By FarmBizAfrica.com
Tanzania’s drive to industrialize its sunflower sector has stumbled for the 2023/2024 growing season on a deal to bulk-source high-yield seeds for the country’s one million sunflower farmers.
The deal, funded by the African Development Bank, was for 700 tonnes of hybrid seeds, to deliver yields and oil up to 65 percent percent greater than traditional varieties. The government planned to provide the seeds at subsidized prices for the growing season that began in October.
However, the supply has proved difficult to secure on a change of strategy around which hybrid seeds to use.

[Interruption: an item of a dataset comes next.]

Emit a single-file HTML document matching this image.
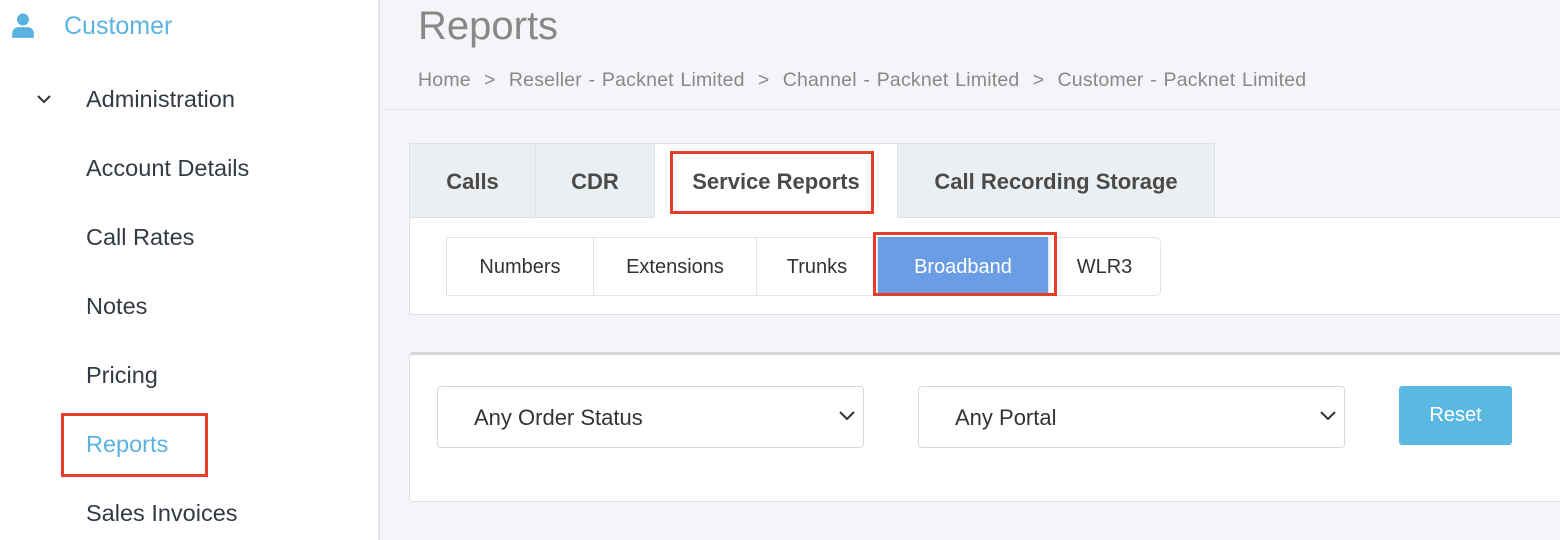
<!DOCTYPE html><html><head><style>
*{box-sizing:border-box;margin:0;padding:0}
body{width:1560px;height:540px;overflow:hidden;font-family:"Liberation Sans",sans-serif;background:#f4f5f8;position:relative;color:#333}
.a{position:absolute}
.sb{left:0;top:0;width:380px;height:540px;background:#fff;border-right:2px solid #e3e4e8}
.nav{font-size:23.5px;color:#333a44}
.red{border:3px solid #e53e2b}
.tab{top:143px;height:75px;background:#eceff1;border:1px solid #dde1e4;font-size:22px;font-weight:bold;color:#4a4a4a;display:flex;align-items:center;justify-content:center;padding-top:2px}
.sub{top:237px;height:59px;background:#fff;border:1px solid #e3e5e8;font-size:20px;color:#333;display:flex;align-items:center;justify-content:center;padding-top:2px}
.sel{top:386px;height:62px;width:427px;background:#fff;border:1px solid #d7d9dd;border-radius:4px;font-size:22px;color:#333;padding-left:36px;padding-top:2px;display:flex;align-items:center}
</style></head><body>
<div class="a sb"></div>
<svg class="a" style="left:11px;top:13px" width="24" height="26" viewBox="0 0 22 24"><circle cx="11" cy="6" r="5.5" fill="#5bb3e2"/><path d="M1 23v-4c0-4 3-6 6-6h8c3 0 6 2 6 6v4z" fill="#5bb3e2"/></svg>
<div class="a" style="left:64px;top:12px;font-size:25px;color:#5bb3e2">Customer</div>
<svg class="a" style="left:36px;top:94px" width="16" height="10"><path d="M2 2l6 6 6-6" stroke="#333" stroke-width="2" fill="none"/></svg>
<div class="a nav" style="left:86px;top:86px">Administration</div>
<div class="a nav" style="left:86px;top:155px">Account Details</div>
<div class="a nav" style="left:86px;top:224px">Call Rates</div>
<div class="a nav" style="left:86px;top:293px">Notes</div>
<div class="a nav" style="left:86px;top:362px">Pricing</div>
<div class="a nav" style="left:86px;top:431px;color:#5bb3e2">Reports</div>
<div class="a red" style="left:61px;top:413px;width:147px;height:64px"></div>
<div class="a nav" style="left:86px;top:500px">Sales Invoices</div>
<div class="a" style="left:382px;top:109px;width:1178px;height:1px;background:#e3e4e8"></div>
<div class="a" style="left:418px;top:4px;font-size:40px;color:#888">Reports</div>
<div class="a" style="left:418px;top:69px;font-size:19.5px;color:#888;word-spacing:1px;letter-spacing:0.2px">Home &nbsp;&gt;&nbsp; Reseller - Packnet Limited &nbsp;&gt;&nbsp; Channel - Packnet Limited &nbsp;&gt;&nbsp; Customer - Packnet Limited</div>
<div class="a" style="left:409px;top:217px;width:1151px;height:98px;background:#fff;border:1px solid #dde1e4;border-right:none"></div>
<div class="a tab" style="left:409px;width:127px">Calls</div>
<div class="a tab" style="left:535px;width:120px">CDR</div>
<div class="a tab" style="left:654px;width:244px;background:#fff;border-bottom-color:#fff">Service Reports</div>
<div class="a tab" style="left:897px;width:318px">Call Recording Storage</div>
<div class="a red" style="left:670px;top:151px;width:204px;height:63px"></div>
<div class="a sub" style="left:446px;width:148px">Numbers</div>
<div class="a sub" style="left:593px;width:164px">Extensions</div>
<div class="a sub" style="left:756px;width:122px">Trunks</div>
<div class="a sub" style="left:1048px;width:113px;border-radius:0 5px 5px 0">WLR3</div>
<div class="a sub" style="left:878px;width:170px;background:#6a9de3;color:#fff;border-color:#6a9de3">Broadband</div>
<div class="a red" style="left:873px;top:232px;width:184px;height:64px"></div>
<div class="a" style="left:409px;top:352px;width:1151px;height:150px;background:#fff;border:1px solid #dde1e4;border-top:3px solid #d5d9dd;border-right:none;border-radius:4px 0 0 4px"></div>
<div class="a sel" style="left:437px">Any Order Status</div>
<div class="a sel" style="left:918px">Any Portal</div>
<svg class="a" style="left:838px;top:410px" width="18" height="12"><path d="M2 2l7 7 7-7" stroke="#333" stroke-width="2" fill="none"/></svg>
<svg class="a" style="left:1319px;top:410px" width="18" height="12"><path d="M2 2l7 7 7-7" stroke="#333" stroke-width="2" fill="none"/></svg>
<div class="a" style="left:1399px;top:386px;width:113px;height:59px;background:#5bb8e0;border-radius:3px;color:#fff;font-size:20px;display:flex;align-items:center;justify-content:center">Reset</div>
</body></html>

Tanzania has been investing heavily in sunflower processing to reduce its hefty edible oil imports, which account for between $90m and $250m a year. The government has also moved to introduce tariffs on edible oil imports, and removed VAT on sunflower oil processing equipment, to favor local oil producers.

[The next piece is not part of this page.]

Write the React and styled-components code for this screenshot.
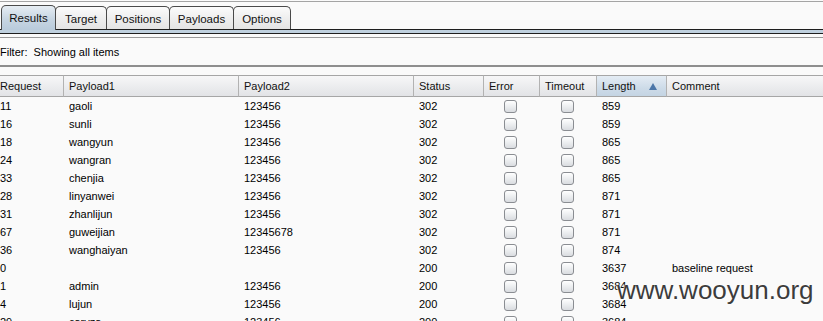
import React from 'react';
import styled, { createGlobalStyle } from 'styled-components';

const Global = createGlobalStyle`
  html, body {
    margin: 0;
    padding: 0;
    background: #fafafa;
    overflow: hidden;
  }
  body {
    font-family: "Liberation Sans", Arial, sans-serif;
    font-size: 11px;
    color: #000;
  }
`;

const Page = styled.div`
  position: relative;
  width: 823px;
  height: 321px;
  overflow: hidden;
`;

const TopRule = styled.div`
  height: 1px;
  margin-top: 1px;
  background: #a4a4a4;
`;

const TabBar = styled.div`
  display: flex;
  align-items: flex-end;
  height: 24px;
  margin-top: 3px;
  padding-left: 1px;
  border-bottom: 1px solid #1e1e1e;
`;

const Tab = styled.div`
  width: ${p => p.w}px;
  height: ${p => (p.active ? '25px' : '23px')};
  margin-bottom: ${p => (p.active ? '-1px' : '0')};
  margin-right: -1px;
  display: flex;
  align-items: center;
  justify-content: center;
  box-sizing: border-box;
  border: 1px solid #4a4a4a;
  border-bottom: none;
  border-radius: 5px 5px 0 0;
  font-size: 11.5px;
  color: #111;
  background: ${p =>
    p.active
      ? 'linear-gradient(#e6edf3, #c7d5e2 55%, #b9cbdb)'
      : 'linear-gradient(#fbfbfb, #ececec 60%, #e4e4e4)'};
  padding-top: ${p => (p.active ? '0' : '1px')};
`;

const TabBand = styled.div`
  height: 3px;
  background: #bfd0de;
  border-bottom: 1px solid #1e1e1e;
`;

const FilterBar = styled.div`
  margin-top: 3px;
  height: 26px;
  border-top: 1px solid #9a9a9a;
  border-bottom: 2px solid #8e8e8e;
  display: flex;
  align-items: center;
  padding-top: 1px;
  font-size: 11px;
  white-space: pre;
`;

const Table = styled.div`
  margin-top: 8px;
  display: grid;
  grid-template-columns: 63px 175px 175px 70px 56px 57px 70px 1fr;
`;

const HeadCell = styled.div`
  height: 22px;
  box-sizing: border-box;
  display: flex;
  align-items: center;
  justify-content: space-between;
  padding: 0 9px 0 ${p => (p.first ? 0 : 5)}px;
  border-top: 1px solid #a6a6a6;
  border-bottom: 1px solid #a6a6a6;
  border-left: ${p => (p.first ? 'none' : '1px solid #b2b2b2')};
  background: ${p =>
    p.sorted
      ? 'linear-gradient(#e4ecf4, #cddbe8 60%, #c4d4e3)'
      : 'linear-gradient(#f7f7f8, #eaebed 60%, #e2e3e6)'};
  font-size: 11px;
  color: #111;
`;

const SortArrow = styled.span`
  width: 0;
  height: 0;
  border-left: 4px solid transparent;
  border-right: 4px solid transparent;
  border-bottom: 7px solid #4b76a8;
`;

const Cell = styled.div`
  height: 18px;
  display: flex;
  align-items: center;
  justify-content: ${p => (p.center ? 'center' : 'flex-start')};
  padding-left: ${p => (p.center || p.first ? 0 : 6)}px;
  padding-right: ${p => (p.center ? 1 : 0)}px;
  white-space: nowrap;
  font-size: 11px;
`;

const Check = styled.span`
  width: 11px;
  height: 11px;
  border: 1px solid #8a8d92;
  border-radius: 3px;
  background: linear-gradient(#ffffff, #eceef0 50%, #d9dce0);
`;

const Watermark = styled.div`
  position: absolute;
  left: 617px;
  top: 275px;
  font-family: "Liberation Sans", Arial, sans-serif;
  font-size: 26px;
  color: #3c3c3c;
  text-shadow: 0 0 2px #fff, 0 0 2px #fff;
  white-space: nowrap;
`;

const tabs = [
  { label: 'Results', w: 55, active: true },
  { label: 'Target', w: 52 },
  { label: 'Positions', w: 64 },
  { label: 'Payloads', w: 65 },
  { label: 'Options', w: 58 },
];

const columns = ['Request', 'Payload1', 'Payload2', 'Status', 'Error', 'Timeout', 'Length', 'Comment'];

const rows = [
  ['11', 'gaoli', '123456', '302', '859', ''],
  ['16', 'sunli', '123456', '302', '859', ''],
  ['18', 'wangyun', '123456', '302', '865', ''],
  ['24', 'wangran', '123456', '302', '865', ''],
  ['33', 'chenjia', '123456', '302', '865', ''],
  ['28', 'linyanwei', '123456', '302', '871', ''],
  ['31', 'zhanlijun', '123456', '302', '871', ''],
  ['67', 'guweijian', '12345678', '302', '871', ''],
  ['36', 'wanghaiyan', '123456', '302', '874', ''],
  ['0', '', '', '200', '3637', 'baseline request'],
  ['1', 'admin', '123456', '200', '3684', ''],
  ['4', 'lujun', '123456', '200', '3684', ''],
  ['29', 'caryza', '123456', '200', '3684', ''],
];

export default function App() {
  return (
    <Page>
      <Global />
      <TopRule />
      <TabBar>
        {tabs.map(t => (
          <Tab key={t.label} active={t.active} w={t.w}>
            {t.label}
          </Tab>
        ))}
      </TabBar>
      <TabBand />
      <FilterBar>{'Filter:  Showing all items'}</FilterBar>
      <Table>
        {columns.map((c, i) => (
          <HeadCell key={c} first={i === 0} sorted={c === 'Length'}>
            {c}
            {c === 'Length' && <SortArrow />}
          </HeadCell>
        ))}
        {rows.map(r => (
          <React.Fragment key={r[0] + r[1]}>
            <Cell first>{r[0]}</Cell>
            <Cell>{r[1]}</Cell>
            <Cell>{r[2]}</Cell>
            <Cell>{r[3]}</Cell>
            <Cell center><Check /></Cell>
            <Cell center><Check /></Cell>
            <Cell>{r[4]}</Cell>
            <Cell>{r[5]}</Cell>
          </React.Fragment>
        ))}
      </Table>
      <Watermark>www.wooyun.org</Watermark>
    </Page>
  );
}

However, processors are being limited by the lack of domestic raw materials, and their relatively high cost, as a result of farmers’ low yields. Over the last decade, the government and private sector have developed, tested, and launched four hybrid seeds in the market. But uptake has been poor.
The bulk purchase of subsidized hybrids was designed to catalyze new uptake of the hybrid seeds, which produce far better margins for farmers, can supply an expanded processing sector, and hold the potential to create thousands of new jobs.
However, at the point of tender, the Tanzanian government selected a new entrant to the seed industry to provide 700 tonnes of a new hybrid, currently registered and used in India. The yield and oil content of the new hybrid are not available. It is one of 18 hybrid sunflower seeds registered with the Indian Directorate of Oilseeds Development (DOD), but the only one that is registered without information on its yields and oil content.
It is also not recommended, by the DOD, as ideal or suitable for any area in India. However, it is currently available in large volumes and has enjoyed price cutting amid rising stockpiles. This meant the new seed industry entrant was able to offer a far lower price for the sunflower seeds than the established suppliers in the country, by sourcing the seeds as an open buyer from India.
But as a single purchase of stockpiled Indian seed, it remains in negotiation, some months later, and has failed to arrive before the season started. When it does arrive it will also then require the creation of new distribution partnerships and networks to deliver.
For Tanzanian farmers, the seed purchase is now unlikely to be available before planting is finished in early 2024, and the new supply will require storage until the 2024/2025 season.
It has also been observed by market specialists that the stockpiles of the new seed in India, which had triggered the price cutting, amount to around 500 tonnes, further slowing the completion of the 700-tonne order.